> Set problem:
Your task is to copy each line that has the word "React".

[Code that builds pages]
----
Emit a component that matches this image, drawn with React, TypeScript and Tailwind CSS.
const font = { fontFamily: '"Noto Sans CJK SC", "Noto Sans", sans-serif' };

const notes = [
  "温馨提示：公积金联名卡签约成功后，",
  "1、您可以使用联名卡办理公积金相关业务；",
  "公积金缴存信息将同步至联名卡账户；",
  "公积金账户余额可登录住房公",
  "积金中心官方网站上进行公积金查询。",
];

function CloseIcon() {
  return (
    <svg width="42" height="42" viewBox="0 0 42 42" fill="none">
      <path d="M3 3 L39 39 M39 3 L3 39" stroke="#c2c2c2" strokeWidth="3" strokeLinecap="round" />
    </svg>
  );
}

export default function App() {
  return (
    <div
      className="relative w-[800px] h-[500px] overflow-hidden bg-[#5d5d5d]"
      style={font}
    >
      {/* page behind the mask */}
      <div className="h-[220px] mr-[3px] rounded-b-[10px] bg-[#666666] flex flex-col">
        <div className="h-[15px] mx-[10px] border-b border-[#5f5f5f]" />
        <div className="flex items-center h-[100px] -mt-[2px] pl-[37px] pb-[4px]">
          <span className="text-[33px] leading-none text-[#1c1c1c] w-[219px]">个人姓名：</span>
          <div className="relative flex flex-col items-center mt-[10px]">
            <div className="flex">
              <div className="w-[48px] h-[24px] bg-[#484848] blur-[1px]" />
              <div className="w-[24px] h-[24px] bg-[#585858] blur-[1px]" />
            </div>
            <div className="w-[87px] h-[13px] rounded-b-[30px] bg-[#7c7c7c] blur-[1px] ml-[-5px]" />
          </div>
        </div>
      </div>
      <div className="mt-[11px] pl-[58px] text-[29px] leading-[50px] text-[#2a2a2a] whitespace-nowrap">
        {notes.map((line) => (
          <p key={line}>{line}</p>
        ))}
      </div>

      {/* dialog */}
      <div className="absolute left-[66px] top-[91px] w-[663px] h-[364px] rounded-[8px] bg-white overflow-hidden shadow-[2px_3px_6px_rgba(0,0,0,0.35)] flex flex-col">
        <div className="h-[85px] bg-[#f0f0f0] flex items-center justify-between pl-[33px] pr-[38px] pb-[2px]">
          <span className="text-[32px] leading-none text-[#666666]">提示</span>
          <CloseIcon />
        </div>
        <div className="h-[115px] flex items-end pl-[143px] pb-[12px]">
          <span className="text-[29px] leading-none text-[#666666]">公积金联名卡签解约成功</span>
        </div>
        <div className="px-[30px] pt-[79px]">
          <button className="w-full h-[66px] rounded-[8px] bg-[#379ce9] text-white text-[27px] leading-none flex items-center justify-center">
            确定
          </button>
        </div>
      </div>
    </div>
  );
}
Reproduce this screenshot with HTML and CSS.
----
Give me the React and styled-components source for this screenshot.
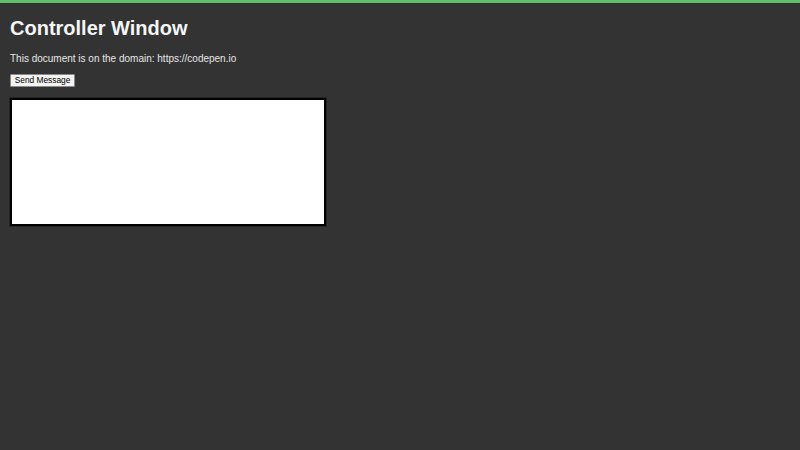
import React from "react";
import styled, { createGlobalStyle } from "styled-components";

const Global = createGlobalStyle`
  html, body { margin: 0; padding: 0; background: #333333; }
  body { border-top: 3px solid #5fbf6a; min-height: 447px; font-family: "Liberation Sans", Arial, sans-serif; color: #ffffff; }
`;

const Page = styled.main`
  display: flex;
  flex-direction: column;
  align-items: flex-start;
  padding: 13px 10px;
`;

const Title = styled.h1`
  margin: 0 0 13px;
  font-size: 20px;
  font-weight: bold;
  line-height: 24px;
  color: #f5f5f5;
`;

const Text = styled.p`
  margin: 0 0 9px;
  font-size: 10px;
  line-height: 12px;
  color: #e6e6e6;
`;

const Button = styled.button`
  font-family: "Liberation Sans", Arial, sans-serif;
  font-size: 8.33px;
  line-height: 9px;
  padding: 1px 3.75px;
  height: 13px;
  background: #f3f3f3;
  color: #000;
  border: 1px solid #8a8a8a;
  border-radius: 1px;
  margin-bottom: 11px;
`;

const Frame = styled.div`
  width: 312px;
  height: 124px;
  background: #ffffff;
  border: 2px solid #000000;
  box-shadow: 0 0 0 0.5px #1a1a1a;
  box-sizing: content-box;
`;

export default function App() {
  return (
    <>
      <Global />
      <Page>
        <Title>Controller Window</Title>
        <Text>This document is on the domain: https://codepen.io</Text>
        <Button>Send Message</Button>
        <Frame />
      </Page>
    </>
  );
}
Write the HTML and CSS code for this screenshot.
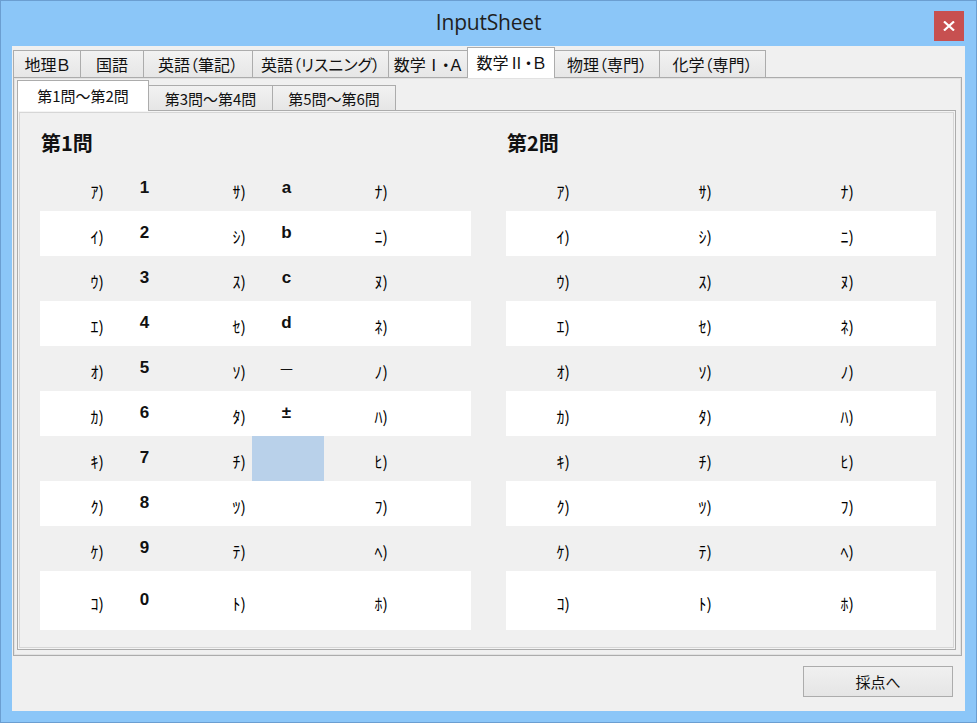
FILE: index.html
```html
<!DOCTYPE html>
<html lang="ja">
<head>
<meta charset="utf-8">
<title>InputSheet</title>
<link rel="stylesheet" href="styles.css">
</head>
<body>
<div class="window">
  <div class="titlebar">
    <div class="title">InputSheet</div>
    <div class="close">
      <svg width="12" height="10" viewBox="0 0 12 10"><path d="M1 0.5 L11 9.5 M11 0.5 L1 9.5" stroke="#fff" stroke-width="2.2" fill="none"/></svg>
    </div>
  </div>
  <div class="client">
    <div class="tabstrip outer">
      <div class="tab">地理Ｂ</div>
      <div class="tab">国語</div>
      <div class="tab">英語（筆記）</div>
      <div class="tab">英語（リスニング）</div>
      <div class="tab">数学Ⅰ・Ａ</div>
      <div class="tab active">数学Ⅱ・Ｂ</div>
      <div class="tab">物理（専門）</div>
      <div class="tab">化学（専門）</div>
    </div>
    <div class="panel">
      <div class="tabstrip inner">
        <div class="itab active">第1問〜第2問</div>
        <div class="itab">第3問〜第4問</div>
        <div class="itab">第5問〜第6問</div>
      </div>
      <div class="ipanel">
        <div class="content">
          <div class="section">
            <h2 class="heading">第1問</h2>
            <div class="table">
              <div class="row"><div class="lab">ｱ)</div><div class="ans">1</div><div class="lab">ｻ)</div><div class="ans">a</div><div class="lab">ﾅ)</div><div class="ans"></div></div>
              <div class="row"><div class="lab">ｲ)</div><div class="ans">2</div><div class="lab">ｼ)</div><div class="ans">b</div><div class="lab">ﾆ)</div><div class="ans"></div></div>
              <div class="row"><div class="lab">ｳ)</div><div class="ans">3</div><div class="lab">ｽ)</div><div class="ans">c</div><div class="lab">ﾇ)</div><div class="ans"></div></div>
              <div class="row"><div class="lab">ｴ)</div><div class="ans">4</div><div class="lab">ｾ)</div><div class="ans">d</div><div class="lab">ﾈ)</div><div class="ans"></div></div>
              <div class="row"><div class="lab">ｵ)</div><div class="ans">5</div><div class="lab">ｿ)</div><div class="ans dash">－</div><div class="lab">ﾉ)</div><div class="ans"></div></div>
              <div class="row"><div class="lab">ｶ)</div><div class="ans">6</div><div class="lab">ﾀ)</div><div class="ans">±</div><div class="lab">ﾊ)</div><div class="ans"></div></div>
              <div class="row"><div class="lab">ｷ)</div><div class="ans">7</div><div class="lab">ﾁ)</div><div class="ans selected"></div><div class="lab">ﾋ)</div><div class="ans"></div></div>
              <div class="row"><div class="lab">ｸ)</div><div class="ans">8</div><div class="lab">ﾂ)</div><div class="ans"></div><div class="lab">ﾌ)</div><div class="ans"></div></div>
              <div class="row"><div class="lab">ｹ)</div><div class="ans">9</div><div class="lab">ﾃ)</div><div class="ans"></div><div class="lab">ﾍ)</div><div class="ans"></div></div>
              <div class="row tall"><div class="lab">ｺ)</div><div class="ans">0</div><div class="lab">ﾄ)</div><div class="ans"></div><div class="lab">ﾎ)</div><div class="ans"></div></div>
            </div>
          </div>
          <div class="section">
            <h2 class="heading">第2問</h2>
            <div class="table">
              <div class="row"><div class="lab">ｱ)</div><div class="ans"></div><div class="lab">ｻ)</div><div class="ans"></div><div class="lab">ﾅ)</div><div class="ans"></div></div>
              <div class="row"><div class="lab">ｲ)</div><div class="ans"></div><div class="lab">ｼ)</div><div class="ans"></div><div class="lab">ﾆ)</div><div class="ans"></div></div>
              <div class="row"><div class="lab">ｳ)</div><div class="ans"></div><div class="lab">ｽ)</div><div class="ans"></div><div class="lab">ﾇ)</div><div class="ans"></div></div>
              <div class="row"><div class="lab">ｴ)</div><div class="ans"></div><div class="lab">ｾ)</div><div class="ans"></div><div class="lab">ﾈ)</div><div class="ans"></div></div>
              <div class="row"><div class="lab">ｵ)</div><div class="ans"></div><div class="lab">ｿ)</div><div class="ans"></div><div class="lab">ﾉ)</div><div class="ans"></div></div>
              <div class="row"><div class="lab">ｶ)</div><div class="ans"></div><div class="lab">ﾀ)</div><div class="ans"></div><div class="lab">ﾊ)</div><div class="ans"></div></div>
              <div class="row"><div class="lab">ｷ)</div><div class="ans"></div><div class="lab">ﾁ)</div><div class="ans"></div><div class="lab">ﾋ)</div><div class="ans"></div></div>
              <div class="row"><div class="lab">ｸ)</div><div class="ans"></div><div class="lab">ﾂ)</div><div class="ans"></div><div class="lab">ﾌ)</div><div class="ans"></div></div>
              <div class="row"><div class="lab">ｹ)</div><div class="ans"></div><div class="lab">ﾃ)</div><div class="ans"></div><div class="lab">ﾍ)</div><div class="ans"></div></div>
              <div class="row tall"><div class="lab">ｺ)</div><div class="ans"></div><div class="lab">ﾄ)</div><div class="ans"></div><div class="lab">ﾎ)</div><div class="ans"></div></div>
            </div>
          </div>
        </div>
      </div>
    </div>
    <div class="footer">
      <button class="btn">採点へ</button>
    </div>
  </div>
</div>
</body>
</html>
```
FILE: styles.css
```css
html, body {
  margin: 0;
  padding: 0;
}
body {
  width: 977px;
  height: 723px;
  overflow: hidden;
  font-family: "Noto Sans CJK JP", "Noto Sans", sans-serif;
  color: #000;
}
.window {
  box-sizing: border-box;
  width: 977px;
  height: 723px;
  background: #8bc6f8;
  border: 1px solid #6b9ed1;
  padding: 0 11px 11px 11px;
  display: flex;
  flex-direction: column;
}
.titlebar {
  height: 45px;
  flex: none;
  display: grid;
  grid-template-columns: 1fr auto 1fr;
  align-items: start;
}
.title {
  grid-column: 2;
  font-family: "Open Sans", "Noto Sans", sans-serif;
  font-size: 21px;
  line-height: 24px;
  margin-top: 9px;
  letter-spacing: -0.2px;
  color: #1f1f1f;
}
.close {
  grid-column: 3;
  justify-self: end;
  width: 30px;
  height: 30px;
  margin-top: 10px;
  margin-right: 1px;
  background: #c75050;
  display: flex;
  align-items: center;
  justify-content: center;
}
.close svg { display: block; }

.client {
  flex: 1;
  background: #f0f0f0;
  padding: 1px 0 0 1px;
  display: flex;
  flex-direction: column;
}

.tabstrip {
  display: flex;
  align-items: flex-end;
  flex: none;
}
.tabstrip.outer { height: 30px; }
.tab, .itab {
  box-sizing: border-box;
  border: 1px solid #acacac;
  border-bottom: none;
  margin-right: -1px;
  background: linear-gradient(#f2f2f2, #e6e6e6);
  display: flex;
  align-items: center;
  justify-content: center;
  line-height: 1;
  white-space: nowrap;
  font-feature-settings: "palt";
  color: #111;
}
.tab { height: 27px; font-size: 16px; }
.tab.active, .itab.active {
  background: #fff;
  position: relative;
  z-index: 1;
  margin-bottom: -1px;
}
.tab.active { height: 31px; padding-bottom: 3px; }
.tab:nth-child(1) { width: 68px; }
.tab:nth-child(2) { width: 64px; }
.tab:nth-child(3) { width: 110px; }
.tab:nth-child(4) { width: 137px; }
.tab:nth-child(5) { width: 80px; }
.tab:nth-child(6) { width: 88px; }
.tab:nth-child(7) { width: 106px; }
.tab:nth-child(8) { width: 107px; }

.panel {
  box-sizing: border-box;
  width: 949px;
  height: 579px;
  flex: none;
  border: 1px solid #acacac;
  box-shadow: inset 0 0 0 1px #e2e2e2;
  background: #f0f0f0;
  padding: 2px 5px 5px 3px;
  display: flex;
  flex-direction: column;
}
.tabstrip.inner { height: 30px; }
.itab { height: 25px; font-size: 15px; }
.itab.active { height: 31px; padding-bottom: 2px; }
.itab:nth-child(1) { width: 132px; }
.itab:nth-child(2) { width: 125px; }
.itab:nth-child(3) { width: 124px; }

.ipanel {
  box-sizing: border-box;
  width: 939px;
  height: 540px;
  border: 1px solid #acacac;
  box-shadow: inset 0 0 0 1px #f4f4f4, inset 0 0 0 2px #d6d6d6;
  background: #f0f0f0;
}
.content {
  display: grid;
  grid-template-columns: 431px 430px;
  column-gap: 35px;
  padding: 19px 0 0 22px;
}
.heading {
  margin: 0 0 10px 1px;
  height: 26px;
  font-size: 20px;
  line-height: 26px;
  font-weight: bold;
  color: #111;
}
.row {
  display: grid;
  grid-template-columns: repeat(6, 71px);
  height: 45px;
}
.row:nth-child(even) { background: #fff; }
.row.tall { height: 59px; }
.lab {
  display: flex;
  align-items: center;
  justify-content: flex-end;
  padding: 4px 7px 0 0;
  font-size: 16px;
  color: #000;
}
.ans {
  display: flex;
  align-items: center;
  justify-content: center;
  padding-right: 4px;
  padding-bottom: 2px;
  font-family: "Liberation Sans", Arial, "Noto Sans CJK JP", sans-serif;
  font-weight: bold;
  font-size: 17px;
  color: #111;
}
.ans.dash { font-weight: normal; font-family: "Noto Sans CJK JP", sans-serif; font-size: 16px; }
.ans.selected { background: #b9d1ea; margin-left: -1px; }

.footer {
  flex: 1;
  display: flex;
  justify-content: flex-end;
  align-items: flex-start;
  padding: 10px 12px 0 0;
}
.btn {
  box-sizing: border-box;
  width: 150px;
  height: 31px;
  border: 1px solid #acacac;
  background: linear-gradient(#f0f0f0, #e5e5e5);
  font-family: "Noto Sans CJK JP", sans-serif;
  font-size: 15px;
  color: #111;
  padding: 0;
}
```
----
> Final result:
Emit a component that matches this image, drawn with React, TypeScript and Tailwind CSS.
Give me the React and styled-components source for this screenshot.
import React from "react";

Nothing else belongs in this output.